Traceback (most recent call last):
  File "/kaggle/working/exllamav2/examples/chat.py", line 5, in <module>
    from exllamav2 import(
  File "/kaggle/working/exllamav2/exllamav2/__init__.py", line 3, in <module>
    from exllamav2.model import ExLlamaV2
  File "/kaggle/working/exllamav2/exllamav2/model.py", line 17, in <module>
    from exllamav2.cache import ExLlamaV2CacheBase
  File "/kaggle/working/exllamav2/exllamav2/cache.py", line 2, in <module>
    from exllamav2.ext import exllamav2_ext as ext_c
  File "/kaggle/working/exllamav2/exllamav2/ext.py", line 126, in <module>
    exllamav2_ext = load \
  File "/opt/conda/lib/python3.10/site-packages/torch/utils/cpp_extension.py", line 1284, in load
    return _jit_compile(
  File "/opt/conda/lib/python3.10/site-packages/torch/utils/cpp_extension.py", line 1509, in _jit_compile
    _write_ninja_file_and_build_library(
  File "/opt/conda/lib/python3.10/site-packages/torch/utils/cpp_extension.py", line 1601, in _write_ninja_file_and_build_library
    extra_ldflags = _prepare_ldflags(
  File "/opt/conda/lib/python3.10/site-packages/torch/utils/cpp_extension.py", line 1699, in _prepare_ldflags
    extra_ldflags.append(f'-L{_join_cuda_home("lib64")}')

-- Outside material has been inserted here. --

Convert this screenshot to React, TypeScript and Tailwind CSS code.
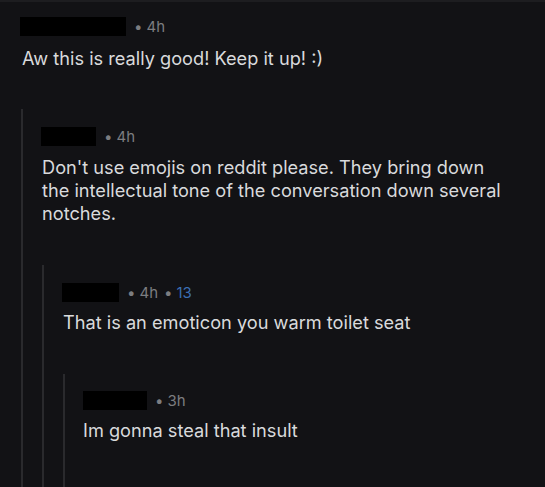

  File "/opt/conda/lib/python3.10/site-packages/torch/utils/cpp_extension.py", line 2223, in _join_cuda_home
    raise EnvironmentError('CUDA_HOME environment variable is not set. '
OSError: CUDA_HOME environment variable is not set. Please set it to your CUDA install root.
turboderp commented 10 months ago

I added a Colab notebook to the examples here. Maybe that helps.

Locally, you'll want to make sure you have CUDA installed, along with the corresponding version of PyTorch.